**WHAT TO WORK ON**
Say how many lines contain the word "this". Only the number should be given.

**SOURCE RECORDS**
------------------------------------

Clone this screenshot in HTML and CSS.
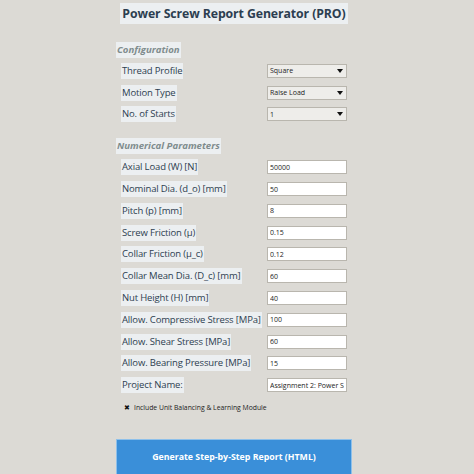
FILE: index.html
```html
<!DOCTYPE html>
<html lang="en">
<head>
    <meta charset="UTF-8">
    <meta name="viewport" content="width=device-width, initial-scale=1.0">
    <title>Power Screw Report Generator (PRO)</title>
    <link rel="stylesheet" href="styles.css">
</head>
<body>
    <div class="app">
        <header class="title-row">
            <h1 class="title">Power Screw Report Generator (PRO)</h1>
        </header>

        <section class="group">
            <h2 class="group-title">Configuration</h2>
            <div class="row">
                <span class="label">Thread Profile</span>
                <div class="combo"><span>Square</span><span class="arrow"></span></div>
            </div>
            <div class="row">
                <span class="label">Motion Type</span>
                <div class="combo"><span>Raise Load</span><span class="arrow"></span></div>
            </div>
            <div class="row">
                <span class="label">No. of Starts</span>
                <div class="combo"><span>1</span><span class="arrow"></span></div>
            </div>
        </section>

        <section class="group">
            <h2 class="group-title">Numerical Parameters</h2>
            <div class="row"><span class="label">Axial Load (W) [N]</span><input class="entry" value="50000"></div>
            <div class="row"><span class="label">Nominal Dia. (d_o) [mm]</span><input class="entry" value="50"></div>
            <div class="row"><span class="label">Pitch (p) [mm]</span><input class="entry" value="8"></div>
            <div class="row"><span class="label">Screw Friction (μ)</span><input class="entry" value="0.15"></div>
            <div class="row"><span class="label">Collar Friction (μ_c)</span><input class="entry" value="0.12"></div>
            <div class="row"><span class="label">Collar Mean Dia. (D_c) [mm]</span><input class="entry" value="60"></div>
            <div class="row"><span class="label">Nut Height (H) [mm]</span><input class="entry" value="40"></div>
            <div class="row"><span class="label">Allow. Compressive Stress [MPa]</span><input class="entry" value="100"></div>
            <div class="row"><span class="label">Allow. Shear Stress [MPa]</span><input class="entry" value="60"></div>
            <div class="row"><span class="label">Allow. Bearing Pressure [MPa]</span><input class="entry" value="15"></div>
            <div class="row"><span class="label">Project Name:</span><input class="entry" value="Assignment 2: Power Screw Design"></div>
        </section>

        <label class="check">
            <span class="check-mark">✖</span>
            <span>Include Unit Balancing &amp; Learning Module</span>
        </label>

        <button type="button" class="generate-btn">Generate Step-by-Step Report (HTML)</button>
    </div>
</body>
</html>
```

FILE: styles.css
```css
:root {
    --bg: #dcdad5;
    --label-bg: #eceff1;
    --text: #2c3e50;
    --muted: #7f8c8d;
    --field-border: #b9b6ae;
    --blue: #3a8fd9;
    --blue-border: #8ec0ea;
}

* {
    margin: 0;
    padding: 0;
    box-sizing: border-box;
}

body {
    background: var(--bg);
    font-family: "Open Sans", "Noto Sans", sans-serif;
    color: var(--text);
    height: 474px;
    overflow: hidden;
}

.app {
    width: 236px;
    margin-left: 116px;
    display: flex;
    flex-direction: column;
}

.title-row {
    display: flex;
    justify-content: center;
    padding-top: 3px;
}

.title {
    background: var(--label-bg);
    font-size: 12.3px;
    font-weight: 700;
    line-height: 21px;
    padding: 0 2px;
    white-space: nowrap;
    letter-spacing: -0.1px;
}

.group {
    display: flex;
    flex-direction: column;
}

.group:first-of-type {
    margin-top: 18px;
}

.group + .group {
    margin-top: 13px;
}

.group-title {
    align-self: flex-start;
    background: var(--label-bg);
    color: var(--muted);
    font-size: 9.6px;
    font-weight: 700;
    font-style: italic;
    line-height: 16px;
    padding: 0 1px;
    margin-bottom: 2px;
}

.row {
    display: flex;
    align-items: center;
    justify-content: space-between;
    height: 21.8px;
    padding-left: 5px;
    padding-right: 5px;
}

.label {
    background: var(--label-bg);
    font-size: 9.5px;
    line-height: 16px;
    padding: 0 1px;
    letter-spacing: -0.15px;
    white-space: nowrap;
}

.combo,
.entry {
    width: 80px;
    height: 14px;
    border: 1px solid var(--field-border);
    font-family: "Open Sans", sans-serif;
    font-size: 7px;
    color: #222;
}

.combo {
    display: flex;
    align-items: center;
    justify-content: space-between;
    background: #eeedea;
    padding-left: 2px;
}

.arrow {
    width: 11px;
    height: 100%;
    background: #eeedea;
    position: relative;
}

.arrow::after {
    content: "";
    position: absolute;
    left: 2px;
    top: 4px;
    border-left: 3px solid transparent;
    border-right: 3px solid transparent;
    border-top: 4px solid #111;
}

.entry {
    background: #fff;
    padding: 0 2px;
    outline: none;
}

.check {
    display: flex;
    align-items: center;
    gap: 4px;
    margin-top: 7px;
    padding-left: 8px;
    font-size: 6.8px;
    color: #222;
    white-space: nowrap;
}

.check-mark {
    font-size: 7px;
    color: #111;
}

.generate-btn {
    margin-top: 27px;
    height: 40px;
    flex-shrink: 0;
    background: var(--blue);
    border: 1px solid var(--blue-border);
    color: #fff;
    font-family: "Open Sans", sans-serif;
    font-size: 8.8px;
    font-weight: 700;
    display: flex;
    justify-content: center;
    padding-top: 11px;
}
```
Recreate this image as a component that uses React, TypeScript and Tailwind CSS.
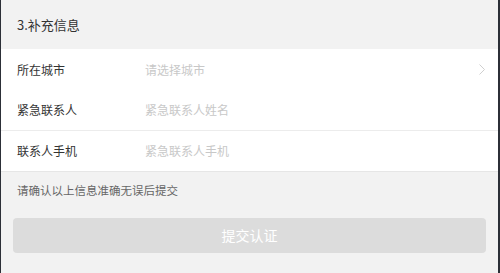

------------------------------------

**THE OUTPUT**
2